Data shown:
....
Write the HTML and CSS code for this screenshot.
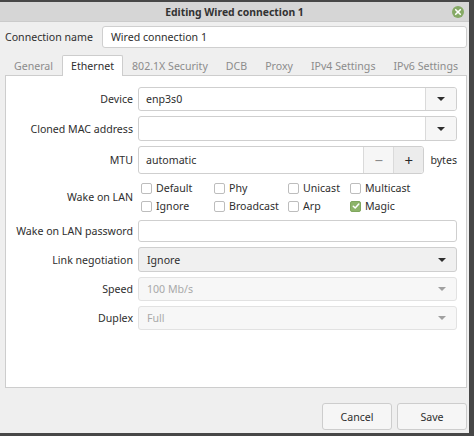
FILE: index.html
```html
<!DOCTYPE html>
<html>
<head>
<meta charset="utf-8">
<link rel="stylesheet" href="styles.css">
</head>
<body>
<div class="window">
  <div class="titlebar">
    <span></span>
    <span class="title">Editing Wired connection 1</span>
    <span class="close">
      <svg width="12" height="12" viewBox="0 0 12 12">
        <circle cx="6" cy="6" r="6" fill="#86aa66"/>
        <path d="M3.7 3.7 L8.3 8.3 M8.3 3.7 L3.7 8.3" stroke="#fff" stroke-width="1.6" stroke-linecap="round"/>
      </svg>
    </span>
  </div>
  <div class="content">
    <div class="conn-row">
      <span class="conn-label">Connection name</span>
      <div class="entry conn-entry">Wired connection 1</div>
    </div>
    <div class="tabs">
      <span class="tab">General</span>
      <span class="tab active">Ethernet</span>
      <span class="tab">802.1X Security</span>
      <span class="tab">DCB</span>
      <span class="tab">Proxy</span>
      <span class="tab">IPv4 Settings</span>
      <span class="tab">IPv6 Settings</span>
    </div>
    <div class="panel">
      <div class="form">
        <span class="label">Device</span>
        <div class="combo-entry h24">
          <span class="combo-text">enp3s0</span>
          <span class="combo-btn"><span class="arrow"></span></span>
        </div>

        <span class="label">Cloned MAC address</span>
        <div class="combo-entry h25">
          <span class="combo-text"></span>
          <span class="combo-btn"><span class="arrow"></span></span>
        </div>

        <span class="label">MTU</span>
        <div class="spin-row">
          <div class="spin">
            <span class="spin-text">automatic</span>
            <span class="spin-btn minus">&minus;</span>
            <span class="spin-btn plus">+</span>
          </div>
          <span class="unit">bytes</span>
        </div>

        <span class="label">Wake on LAN</span>
        <div class="checks">
          <span class="check"><span class="box"></span>Default</span>
          <span class="check"><span class="box"></span>Phy</span>
          <span class="check"><span class="box"></span>Unicast</span>
          <span class="check"><span class="box"></span>Multicast</span>
          <span class="check"><span class="box"></span>Ignore</span>
          <span class="check"><span class="box"></span>Broadcast</span>
          <span class="check"><span class="box"></span>Arp</span>
          <span class="check"><span class="box checked"><svg width="8" height="8" viewBox="0 0 8 8"><path d="M1.3 4.2 L3.2 6 L6.8 2" fill="none" stroke="#fff" stroke-width="1.5" stroke-linecap="round" stroke-linejoin="round"/></svg></span>Magic</span>
        </div>

        <span class="label">Wake on LAN password</span>
        <div class="entry h22"></div>

        <span class="label">Link negotiation</span>
        <div class="dropdown h25">
          <span>Ignore</span>
          <span class="arrow"></span>
        </div>

        <span class="label">Speed</span>
        <div class="dropdown disabled h24">
          <span>100 Mb/s</span>
          <span class="arrow"></span>
        </div>

        <span class="label">Duplex</span>
        <div class="dropdown disabled h24">
          <span>Full</span>
          <span class="arrow"></span>
        </div>
      </div>
    </div>
    <div class="actions">
      <span class="button">Cancel</span>
      <span class="button">Save</span>
    </div>
  </div>
</div>
</body>
</html>
```
FILE: styles.css
```css
* { box-sizing: border-box; }

body {
  margin: 0;
  background: #474747;
  font-family: "Noto Sans", "DejaVu Sans", sans-serif;
  font-size: 10.6px;
  color: #2e2e2e;
}

.window {
  width: 469px;
  height: 431px;
  margin-top: 2px;
  background: #efefef;
  display: flex;
  flex-direction: column;
}

.titlebar {
  height: 20px;
  background: #d6d6d6;
  border-bottom: 1px solid #cbcbcb;
  display: grid;
  grid-template-columns: 1fr auto 1fr;
  align-items: center;
}

.title {
  font-weight: bold;
  font-size: 10.4px;
  color: #333;
}

.close {
  justify-self: end;
  margin-right: 5px;
  display: flex;
}

.content {
  flex: 1;
  display: flex;
  flex-direction: column;
  padding: 4px 2px 0 5px;
}

.conn-row {
  display: grid;
  grid-template-columns: 97px 1fr;
  align-items: center;
}

.conn-label { color: #2e2e2e; }

.entry {
  background: #fff;
  border: 1px solid #cfcfcf;
  border-radius: 3px;
  padding: 0 8px;
  display: flex;
  align-items: center;
}

.conn-entry { height: 22px; }

.tabs {
  display: flex;
  height: 21px;
  margin-top: 7px;
  margin-bottom: -1px;
  position: relative;
  z-index: 1;
}

.tab {
  padding: 1px 9px 0;
  line-height: 20px;
  color: #8c8c8c;
}

.tab.active {
  background: #fff;
  border: 1px solid #cdcdcd;
  border-bottom: none;
  border-radius: 2px 2px 0 0;
  padding: 0 8px;
  line-height: 20px;
  color: #2e2e2e;
  height: 21px;
}

.panel {
  height: 313px;
  background: #fff;
  border: 1px solid #cdcdcd;
}

.form {
  display: grid;
  grid-template-columns: 127px 1fr;
  column-gap: 5px;
  row-gap: 5px;
  padding: 11px 9px 0 0;
}

.label {
  text-align: right;
  align-self: center;
  white-space: nowrap;
}

.h22 { height: 22px; }
.h23 { height: 23px; }
.h24 { height: 24px; }
.h25 { height: 25px; }

.combo-entry {
  display: flex;
  border: 1px solid #cfcfcf;
  border-radius: 3px;
  background: #fff;
}

.combo-text {
  flex: 1;
  padding-left: 7px;
  display: flex;
  align-items: center;
}

.combo-btn {
  width: 31px;
  border-left: 1px solid #dadada;
  background: #f6f6f6;
  border-radius: 0 3px 3px 0;
  display: flex;
  align-items: center;
  justify-content: center;
}

.arrow {
  width: 0;
  height: 0;
  border-left: 4px solid transparent;
  border-right: 4px solid transparent;
  border-top: 4px solid #2e2e2e;
}

.spin-row {
  display: flex;
  align-items: center;
  height: 28px;
  gap: 6px;
}

.spin {
  flex: 1;
  display: flex;
  height: 28px;
  border: 1px solid #cfcfcf;
  border-radius: 3px;
  background: #fff;
}

.spin-text {
  flex: 1;
  padding-left: 7px;
  display: flex;
  align-items: center;
}

.spin-btn {
  width: 30px;
  display: flex;
  align-items: center;
  justify-content: center;
  border-left: 1px solid #dadada;
  font-size: 15px;
}

.spin-btn.minus {
  background: #f6f6f6;
  color: #8a8a8a;
}

.spin-btn.plus {
  background: #ececec;
  color: #2a2a2a;
  border-radius: 0 3px 3px 0;
}

.unit { color: #2e2e2e; }

.checks {
  display: grid;
  grid-template-columns: 73px 74px 62px auto;
  grid-auto-rows: 18px;
  padding-left: 3px;
  height: 36px;
}

.check {
  display: flex;
  align-items: center;
  gap: 4px;
}

.box {
  width: 11px;
  height: 11px;
  border: 1px solid #bdbdbd;
  border-radius: 2px;
  background: #fff;
  display: flex;
  align-items: center;
  justify-content: center;
}

.box.checked {
  background: #8db46a;
  border-color: #80a75e;
}

.dropdown {
  display: flex;
  align-items: center;
  justify-content: space-between;
  padding: 0 10px 0 8px;
  border: 1px solid #cfcfcf;
  border-radius: 3px;
  background: #f0f0f0;
}

.dropdown.disabled {
  background: #f7f7f7;
  border-color: #e2e2e2;
  color: #a9a9a9;
}

.dropdown.disabled .arrow {
  border-top-color: #a0a0a0;
}

.actions {
  display: flex;
  justify-content: flex-end;
  gap: 5px;
  padding-top: 15px;
}

.button {
  width: 70px;
  height: 27px;
  border: 1px solid #cdcdcd;
  border-radius: 3px;
  background: #f6f6f6;
  display: flex;
  align-items: center;
  justify-content: center;
  color: #2e2e2e;
}
```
....
What you need to do:
Copy the data word for word. Pictures do not go in the copy.

Final result:
Write the HTML and CSS code for this screenshot.
FILE: index.html
```html
<!DOCTYPE html>
<html>
<head>
<meta charset="utf-8">
<link rel="stylesheet" href="styles.css">
</head>
<body>
<div class="window">
  <div class="titlebar">
    <span></span>
    <span class="title">Editing Wired connection 1</span>
    <span class="close">
      <svg width="12" height="12" viewBox="0 0 12 12">
        <circle cx="6" cy="6" r="6" fill="#86aa66"/>
        <path d="M3.7 3.7 L8.3 8.3 M8.3 3.7 L3.7 8.3" stroke="#fff" stroke-width="1.6" stroke-linecap="round"/>
      </svg>
    </span>
  </div>
  <div class="content">
    <div class="conn-row">
      <span class="conn-label">Connection name</span>
      <div class="entry conn-entry">Wired connection 1</div>
    </div>
    <div class="tabs">
      <span class="tab">General</span>
      <span class="tab active">Ethernet</span>
      <span class="tab">802.1X Security</span>
      <span class="tab">DCB</span>
      <span class="tab">Proxy</span>
      <span class="tab">IPv4 Settings</span>
      <span class="tab">IPv6 Settings</span>
    </div>
    <div class="panel">
      <div class="form">
        <span class="label">Device</span>
        <div class="combo-entry h24">
          <span class="combo-text">enp3s0</span>
          <span class="combo-btn"><span class="arrow"></span></span>
        </div>

        <span class="label">Cloned MAC address</span>
        <div class="combo-entry h25">
          <span class="combo-text"></span>
          <span class="combo-btn"><span class="arrow"></span></span>
        </div>

        <span class="label">MTU</span>
        <div class="spin-row">
          <div class="spin">
            <span class="spin-text">automatic</span>
            <span class="spin-btn minus">&minus;</span>
            <span class="spin-btn plus">+</span>
          </div>
          <span class="unit">bytes</span>
        </div>

        <span class="label">Wake on LAN</span>
        <div class="checks">
          <span class="check"><span class="box"></span>Default</span>
          <span class="check"><span class="box"></span>Phy</span>
          <span class="check"><span class="box"></span>Unicast</span>
          <span class="check"><span class="box"></span>Multicast</span>
          <span class="check"><span class="box"></span>Ignore</span>
          <span class="check"><span class="box"></span>Broadcast</span>
          <span class="check"><span class="box"></span>Arp</span>
          <span class="check"><span class="box checked"><svg width="8" height="8" viewBox="0 0 8 8"><path d="M1.3 4.2 L3.2 6 L6.8 2" fill="none" stroke="#fff" stroke-width="1.5" stroke-linecap="round" stroke-linejoin="round"/></svg></span>Magic</span>
        </div>

        <span class="label">Wake on LAN password</span>
        <div class="entry h22"></div>

        <span class="label">Link negotiation</span>
        <div class="dropdown h25">
          <span>Ignore</span>
          <span class="arrow"></span>
        </div>

        <span class="label">Speed</span>
        <div class="dropdown disabled h24">
          <span>100 Mb/s</span>
          <span class="arrow"></span>
        </div>

        <span class="label">Duplex</span>
        <div class="dropdown disabled h24">
          <span>Full</span>
          <span class="arrow"></span>
        </div>
      </div>
    </div>
    <div class="actions">
      <span class="button">Cancel</span>
      <span class="button">Save</span>
    </div>
  </div>
</div>
</body>
</html>
```
FILE: styles.css
```css
* { box-sizing: border-box; }

body {
  margin: 0;
  background: #474747;
  font-family: "Noto Sans", "DejaVu Sans", sans-serif;
  font-size: 10.6px;
  color: #2e2e2e;
}

.window {
  width: 469px;
  height: 431px;
  margin-top: 2px;
  background: #efefef;
  display: flex;
  flex-direction: column;
}

.titlebar {
  height: 20px;
  background: #d6d6d6;
  border-bottom: 1px solid #cbcbcb;
  display: grid;
  grid-template-columns: 1fr auto 1fr;
  align-items: center;
}

.title {
  font-weight: bold;
  font-size: 10.4px;
  color: #333;
}

.close {
  justify-self: end;
  margin-right: 5px;
  display: flex;
}

.content {
  flex: 1;
  display: flex;
  flex-direction: column;
  padding: 4px 2px 0 5px;
}

.conn-row {
  display: grid;
  grid-template-columns: 97px 1fr;
  align-items: center;
}

.conn-label { color: #2e2e2e; }

.entry {
  background: #fff;
  border: 1px solid #cfcfcf;
  border-radius: 3px;
  padding: 0 8px;
  display: flex;
  align-items: center;
}

.conn-entry { height: 22px; }

.tabs {
  display: flex;
  height: 21px;
  margin-top: 7px;
  margin-bottom: -1px;
  position: relative;
  z-index: 1;
}

.tab {
  padding: 1px 9px 0;
  line-height: 20px;
  color: #8c8c8c;
}

.tab.active {
  background: #fff;
  border: 1px solid #cdcdcd;
  border-bottom: none;
  border-radius: 2px 2px 0 0;
  padding: 0 8px;
  line-height: 20px;
  color: #2e2e2e;
  height: 21px;
}

.panel {
  height: 313px;
  background: #fff;
  border: 1px solid #cdcdcd;
}

.form {
  display: grid;
  grid-template-columns: 127px 1fr;
  column-gap: 5px;
  row-gap: 5px;
  padding: 11px 9px 0 0;
}

.label {
  text-align: right;
  align-self: center;
  white-space: nowrap;
}

.h22 { height: 22px; }
.h23 { height: 23px; }
.h24 { height: 24px; }
.h25 { height: 25px; }

.combo-entry {
  display: flex;
  border: 1px solid #cfcfcf;
  border-radius: 3px;
  background: #fff;
}

.combo-text {
  flex: 1;
  padding-left: 7px;
  display: flex;
  align-items: center;
}

.combo-btn {
  width: 31px;
  border-left: 1px solid #dadada;
  background: #f6f6f6;
  border-radius: 0 3px 3px 0;
  display: flex;
  align-items: center;
  justify-content: center;
}

.arrow {
  width: 0;
  height: 0;
  border-left: 4px solid transparent;
  border-right: 4px solid transparent;
  border-top: 4px solid #2e2e2e;
}

.spin-row {
  display: flex;
  align-items: center;
  height: 28px;
  gap: 6px;
}

.spin {
  flex: 1;
  display: flex;
  height: 28px;
  border: 1px solid #cfcfcf;
  border-radius: 3px;
  background: #fff;
}

.spin-text {
  flex: 1;
  padding-left: 7px;
  display: flex;
  align-items: center;
}

.spin-btn {
  width: 30px;
  display: flex;
  align-items: center;
  justify-content: center;
  border-left: 1px solid #dadada;
  font-size: 15px;
}

.spin-btn.minus {
  background: #f6f6f6;
  color: #8a8a8a;
}

.spin-btn.plus {
  background: #ececec;
  color: #2a2a2a;
  border-radius: 0 3px 3px 0;
}

.unit { color: #2e2e2e; }

.checks {
  display: grid;
  grid-template-columns: 73px 74px 62px auto;
  grid-auto-rows: 18px;
  padding-left: 3px;
  height: 36px;
}

.check {
  display: flex;
  align-items: center;
  gap: 4px;
}

.box {
  width: 11px;
  height: 11px;
  border: 1px solid #bdbdbd;
  border-radius: 2px;
  background: #fff;
  display: flex;
  align-items: center;
  justify-content: center;
}

.box.checked {
  background: #8db46a;
  border-color: #80a75e;
}

.dropdown {
  display: flex;
  align-items: center;
  justify-content: space-between;
  padding: 0 10px 0 8px;
  border: 1px solid #cfcfcf;
  border-radius: 3px;
  background: #f0f0f0;
}

.dropdown.disabled {
  background: #f7f7f7;
  border-color: #e2e2e2;
  color: #a9a9a9;
}

.dropdown.disabled .arrow {
  border-top-color: #a0a0a0;
}

.actions {
  display: flex;
  justify-content: flex-end;
  gap: 5px;
  padding-top: 15px;
}

.button {
  width: 70px;
  height: 27px;
  border: 1px solid #cdcdcd;
  border-radius: 3px;
  background: #f6f6f6;
  display: flex;
  align-items: center;
  justify-content: center;
  color: #2e2e2e;
}
```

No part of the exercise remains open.